### GOAL
Return all the data below as it stands, minus the pictures.

[Start GIVEN MATERIAL]

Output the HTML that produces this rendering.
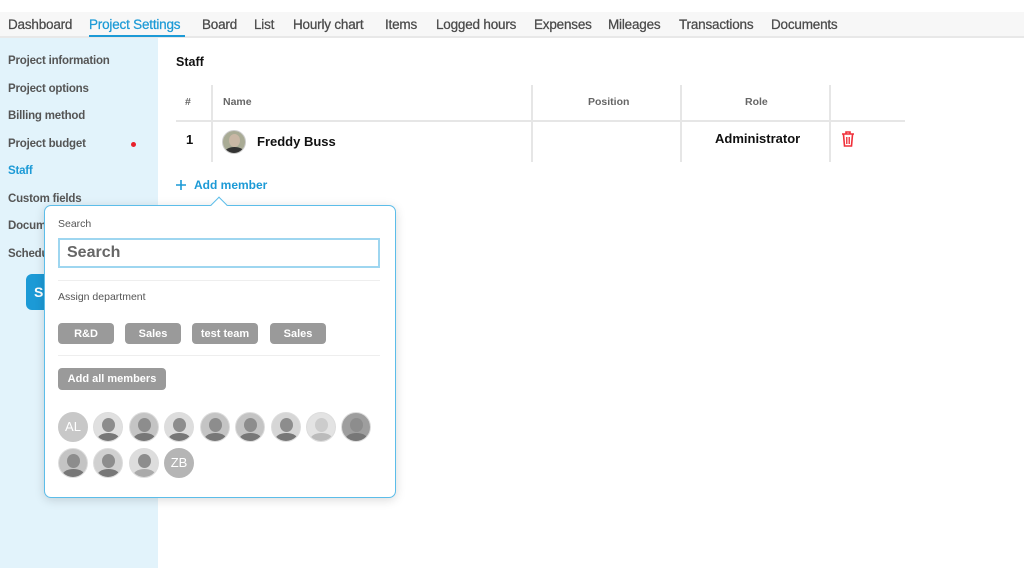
<!DOCTYPE html>
<html><head><style>
*{margin:0;padding:0;box-sizing:border-box}
body{width:1024px;height:568px;background:#fff;font-family:"Liberation Sans",sans-serif;position:relative;overflow:hidden;color:#333}
.a{position:absolute;white-space:nowrap}
.nav{position:absolute;left:0;top:12px;width:1024px;height:26px;background:#f7f7f7;border-bottom:2px solid #e8e8e8}
.nav span{position:absolute;top:5px;font-size:13.5px;color:#4a4a4a;letter-spacing:-0.2px;-webkit-text-stroke:0.25px #4a4a4a}
.side{position:absolute;left:0;top:38px;width:158px;height:530px;background:#e2f3fb}
.side span{position:absolute;left:8px;font-size:11.5px;font-weight:bold;color:#555;letter-spacing:-0.2px}
.th{font-size:10.5px;color:#666;font-weight:bold}
.vl{position:absolute;top:85px;width:2px;height:77px;background:#e6e6e6}
.chip{position:absolute;top:323px;height:21px;background:#9a9a9a;color:#fff;font-size:11px;font-weight:bold;border-radius:4px;text-align:center;line-height:22px}
.av{position:absolute;width:30px;height:30px;border-radius:50%;background:#c4c4c4;border:1px solid #ddd;color:#fff;font-size:13px;text-align:center;line-height:28px;overflow:hidden}
.av i{position:absolute;left:8px;top:5px;width:13px;height:14px;border-radius:50%;background:#8d8d8d}
.av b{position:absolute;left:3px;top:20px;width:23px;height:14px;border-radius:50%;background:#777}
</style></head><body>
<div class="nav">
<span style="left:8px">Dashboard</span>
<span style="left:89px;color:#1c9ad6;-webkit-text-stroke-color:#1c9ad6">Project Settings</span>
<div class="a" style="left:89px;top:23px;width:96px;height:2px;background:#1c9ad6"></div>
<span style="left:202px">Board</span>
<span style="left:254px">List</span>
<span style="left:293px">Hourly chart</span>
<span style="left:385px">Items</span>
<span style="left:436px">Logged hours</span>
<span style="left:534px">Expenses</span>
<span style="left:608px">Mileages</span>
<span style="left:679px">Transactions</span>
<span style="left:771px">Documents</span>
</div>
<div class="side">
<span style="top:17px">Project information</span>
<span style="top:45px">Project options</span>
<span style="top:72px">Billing method</span>
<span style="top:100px">Project budget</span>
<div class="a" style="left:131px;top:104px;width:5px;height:5px;border-radius:50%;background:#e8202a"></div>
<span style="top:127px;color:#1c9ad6">Staff</span>
<span style="top:155px">Custom fields</span>
<span style="top:182px">Documents</span>
<span style="top:210px">Schedule</span>
<div class="a" style="left:26px;top:236px;width:60px;height:36px;border-radius:6px;background:#1c9ad6;color:#fff;font-weight:bold;font-size:14px;padding:10px 8px">S</div>
</div>

<div class="a" style="left:176px;top:55px;font-size:12.5px;font-weight:bold;color:#111">Staff</div>
<div class="a" style="left:176px;top:120px;width:729px;height:2px;background:#e6e6e6"></div>
<div class="vl" style="left:211px"></div>
<div class="vl" style="left:531px"></div>
<div class="vl" style="left:680px"></div>
<div class="vl" style="left:829px"></div>
<div class="a th" style="left:185px;top:96px">#</div>
<div class="a th" style="left:223px;top:96px">Name</div>
<div class="a th" style="left:588px;top:96px">Position</div>
<div class="a th" style="left:745px;top:96px">Role</div>
<div class="a" style="left:186px;top:132px;font-size:13px;font-weight:bold;color:#111">1</div>
<div class="a" style="left:222px;top:130px;width:24px;height:24px;border-radius:50%;background:#a9ab95;border:1px solid #ccc;overflow:hidden"><div class="a" style="left:6px;top:3px;width:11px;height:13px;border-radius:50%;background:#c9b7a5"></div><div class="a" style="left:2px;top:16px;width:19px;height:10px;border-radius:50%;background:#333"></div></div>
<div class="a" style="left:257px;top:134px;font-size:13px;font-weight:bold;color:#111">Freddy Buss</div>
<div class="a" style="left:715px;top:131px;font-size:13px;font-weight:bold;color:#111">Administrator</div>
<svg class="a" style="left:841px;top:131px" width="14" height="16" viewBox="0 0 14 16"><path d="M1 3h12M5 3V1h4v2M2.5 3.5l1 11.5h7l1-11.5" fill="none" stroke="#f0303a" stroke-width="1.6"/><path d="M5.5 6v7M7 6v7M8.5 6v7" stroke="#f0303a" stroke-width="0.9"/></svg>
<svg class="a" style="left:176px;top:180px" width="10" height="10" viewBox="0 0 10 10"><path d="M5 0v10M0 5h10" stroke="#1c9ad6" stroke-width="1.6"/></svg>
<div class="a" style="left:194px;top:178px;font-size:12px;font-weight:bold;color:#1c9ad6">Add member</div>

<div class="a" style="left:44px;top:205px;width:352px;height:293px;border:1px solid #5cbde9;border-radius:7px;background:#fff;box-shadow:0 2px 10px rgba(0,0,0,0.15)"></div>
<div class="a" style="left:213px;top:199px;width:12px;height:12px;background:#fff;border-left:1px solid #5cbde9;border-top:1px solid #5cbde9;transform:rotate(45deg)"></div>
<div class="a" style="left:58px;top:218px;font-size:10.5px;color:#555">Search</div>
<div class="a" style="left:58px;top:238px;width:322px;height:30px;border:2px solid #9ed6f0;font-size:16px;color:#666;padding:4px 7px;font-weight:bold">Search</div>
<div class="a" style="left:58px;top:280px;width:322px;height:1px;background:#eee"></div>
<div class="a" style="left:58px;top:291px;font-size:10.5px;color:#555">Assign department</div>
<div class="chip" style="left:58px;width:56px">R&amp;D</div>
<div class="chip" style="left:125px;width:56px">Sales</div>
<div class="chip" style="left:192px;width:66px">test team</div>
<div class="chip" style="left:270px;width:56px">Sales</div>
<div class="a" style="left:58px;top:355px;width:322px;height:1px;background:#eee"></div>
<div class="chip" style="left:58px;top:368px;width:108px;height:22px;line-height:23px">Add all members</div>

<div class="av" style="left:58px;top:412px;background:#c8c8c8;border-color:#c8c8c8">AL</div>
<div class="av" style="left:93px;top:412px;background:#e0e0e0"><i></i><b></b></div>
<div class="av" style="left:129px;top:412px"><i></i><b></b></div>
<div class="av" style="left:164px;top:412px;background:#ddd"><i></i><b></b></div>
<div class="av" style="left:200px;top:412px"><i></i><b></b></div>
<div class="av" style="left:235px;top:412px"><i></i><b></b></div>
<div class="av" style="left:271px;top:412px;background:#d6d6d6"><i></i><b></b></div>
<div class="av" style="left:306px;top:412px;background:#e3e3e3"><i style="background:#ccc"></i><b style="background:#bbb"></b></div>
<div class="av" style="left:341px;top:412px;background:#9e9e9e"><i></i><b></b></div>
<div class="av" style="left:58px;top:448px"><i></i><b></b></div>
<div class="av" style="left:93px;top:448px;background:#d0d0d0"><i></i><b></b></div>
<div class="av" style="left:129px;top:448px;background:#ddd"><i></i><b style="background:#aaa"></b></div>
<div class="av" style="left:164px;top:448px;background:#b5b5b5;border-color:#b5b5b5">ZB</div>
</body></html>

[End GIVEN MATERIAL]

### TASK RESULT
Output the HTML that produces this rendering.
<!DOCTYPE html>
<html><head><style>
*{margin:0;padding:0;box-sizing:border-box}
body{width:1024px;height:568px;background:#fff;font-family:"Liberation Sans",sans-serif;position:relative;overflow:hidden;color:#333}
.a{position:absolute;white-space:nowrap}
.nav{position:absolute;left:0;top:12px;width:1024px;height:26px;background:#f7f7f7;border-bottom:2px solid #e8e8e8}
.nav span{position:absolute;top:5px;font-size:13.5px;color:#4a4a4a;letter-spacing:-0.2px;-webkit-text-stroke:0.25px #4a4a4a}
.side{position:absolute;left:0;top:38px;width:158px;height:530px;background:#e2f3fb}
.side span{position:absolute;left:8px;font-size:11.5px;font-weight:bold;color:#555;letter-spacing:-0.2px}
.th{font-size:10.5px;color:#666;font-weight:bold}
.vl{position:absolute;top:85px;width:2px;height:77px;background:#e6e6e6}
.chip{position:absolute;top:323px;height:21px;background:#9a9a9a;color:#fff;font-size:11px;font-weight:bold;border-radius:4px;text-align:center;line-height:22px}
.av{position:absolute;width:30px;height:30px;border-radius:50%;background:#c4c4c4;border:1px solid #ddd;color:#fff;font-size:13px;text-align:center;line-height:28px;overflow:hidden}
.av i{position:absolute;left:8px;top:5px;width:13px;height:14px;border-radius:50%;background:#8d8d8d}
.av b{position:absolute;left:3px;top:20px;width:23px;height:14px;border-radius:50%;background:#777}
</style></head><body>
<div class="nav">
<span style="left:8px">Dashboard</span>
<span style="left:89px;color:#1c9ad6;-webkit-text-stroke-color:#1c9ad6">Project Settings</span>
<div class="a" style="left:89px;top:23px;width:96px;height:2px;background:#1c9ad6"></div>
<span style="left:202px">Board</span>
<span style="left:254px">List</span>
<span style="left:293px">Hourly chart</span>
<span style="left:385px">Items</span>
<span style="left:436px">Logged hours</span>
<span style="left:534px">Expenses</span>
<span style="left:608px">Mileages</span>
<span style="left:679px">Transactions</span>
<span style="left:771px">Documents</span>
</div>
<div class="side">
<span style="top:17px">Project information</span>
<span style="top:45px">Project options</span>
<span style="top:72px">Billing method</span>
<span style="top:100px">Project budget</span>
<div class="a" style="left:131px;top:104px;width:5px;height:5px;border-radius:50%;background:#e8202a"></div>
<span style="top:127px;color:#1c9ad6">Staff</span>
<span style="top:155px">Custom fields</span>
<span style="top:182px">Documents</span>
<span style="top:210px">Schedule</span>
<div class="a" style="left:26px;top:236px;width:60px;height:36px;border-radius:6px;background:#1c9ad6;color:#fff;font-weight:bold;font-size:14px;padding:10px 8px">S</div>
</div>

<div class="a" style="left:176px;top:55px;font-size:12.5px;font-weight:bold;color:#111">Staff</div>
<div class="a" style="left:176px;top:120px;width:729px;height:2px;background:#e6e6e6"></div>
<div class="vl" style="left:211px"></div>
<div class="vl" style="left:531px"></div>
<div class="vl" style="left:680px"></div>
<div class="vl" style="left:829px"></div>
<div class="a th" style="left:185px;top:96px">#</div>
<div class="a th" style="left:223px;top:96px">Name</div>
<div class="a th" style="left:588px;top:96px">Position</div>
<div class="a th" style="left:745px;top:96px">Role</div>
<div class="a" style="left:186px;top:132px;font-size:13px;font-weight:bold;color:#111">1</div>
<div class="a" style="left:222px;top:130px;width:24px;height:24px;border-radius:50%;background:#a9ab95;border:1px solid #ccc;overflow:hidden"><div class="a" style="left:6px;top:3px;width:11px;height:13px;border-radius:50%;background:#c9b7a5"></div><div class="a" style="left:2px;top:16px;width:19px;height:10px;border-radius:50%;background:#333"></div></div>
<div class="a" style="left:257px;top:134px;font-size:13px;font-weight:bold;color:#111">Freddy Buss</div>
<div class="a" style="left:715px;top:131px;font-size:13px;font-weight:bold;color:#111">Administrator</div>
<svg class="a" style="left:841px;top:131px" width="14" height="16" viewBox="0 0 14 16"><path d="M1 3h12M5 3V1h4v2M2.5 3.5l1 11.5h7l1-11.5" fill="none" stroke="#f0303a" stroke-width="1.6"/><path d="M5.5 6v7M7 6v7M8.5 6v7" stroke="#f0303a" stroke-width="0.9"/></svg>
<svg class="a" style="left:176px;top:180px" width="10" height="10" viewBox="0 0 10 10"><path d="M5 0v10M0 5h10" stroke="#1c9ad6" stroke-width="1.6"/></svg>
<div class="a" style="left:194px;top:178px;font-size:12px;font-weight:bold;color:#1c9ad6">Add member</div>

<div class="a" style="left:44px;top:205px;width:352px;height:293px;border:1px solid #5cbde9;border-radius:7px;background:#fff;box-shadow:0 2px 10px rgba(0,0,0,0.15)"></div>
<div class="a" style="left:213px;top:199px;width:12px;height:12px;background:#fff;border-left:1px solid #5cbde9;border-top:1px solid #5cbde9;transform:rotate(45deg)"></div>
<div class="a" style="left:58px;top:218px;font-size:10.5px;color:#555">Search</div>
<div class="a" style="left:58px;top:238px;width:322px;height:30px;border:2px solid #9ed6f0;font-size:16px;color:#666;padding:4px 7px;font-weight:bold">Search</div>
<div class="a" style="left:58px;top:280px;width:322px;height:1px;background:#eee"></div>
<div class="a" style="left:58px;top:291px;font-size:10.5px;color:#555">Assign department</div>
<div class="chip" style="left:58px;width:56px">R&amp;D</div>
<div class="chip" style="left:125px;width:56px">Sales</div>
<div class="chip" style="left:192px;width:66px">test team</div>
<div class="chip" style="left:270px;width:56px">Sales</div>
<div class="a" style="left:58px;top:355px;width:322px;height:1px;background:#eee"></div>
<div class="chip" style="left:58px;top:368px;width:108px;height:22px;line-height:23px">Add all members</div>

<div class="av" style="left:58px;top:412px;background:#c8c8c8;border-color:#c8c8c8">AL</div>
<div class="av" style="left:93px;top:412px;background:#e0e0e0"><i></i><b></b></div>
<div class="av" style="left:129px;top:412px"><i></i><b></b></div>
<div class="av" style="left:164px;top:412px;background:#ddd"><i></i><b></b></div>
<div class="av" style="left:200px;top:412px"><i></i><b></b></div>
<div class="av" style="left:235px;top:412px"><i></i><b></b></div>
<div class="av" style="left:271px;top:412px;background:#d6d6d6"><i></i><b></b></div>
<div class="av" style="left:306px;top:412px;background:#e3e3e3"><i style="background:#ccc"></i><b style="background:#bbb"></b></div>
<div class="av" style="left:341px;top:412px;background:#9e9e9e"><i></i><b></b></div>
<div class="av" style="left:58px;top:448px"><i></i><b></b></div>
<div class="av" style="left:93px;top:448px;background:#d0d0d0"><i></i><b></b></div>
<div class="av" style="left:129px;top:448px;background:#ddd"><i></i><b style="background:#aaa"></b></div>
<div class="av" style="left:164px;top:448px;background:#b5b5b5;border-color:#b5b5b5">ZB</div>
</body></html>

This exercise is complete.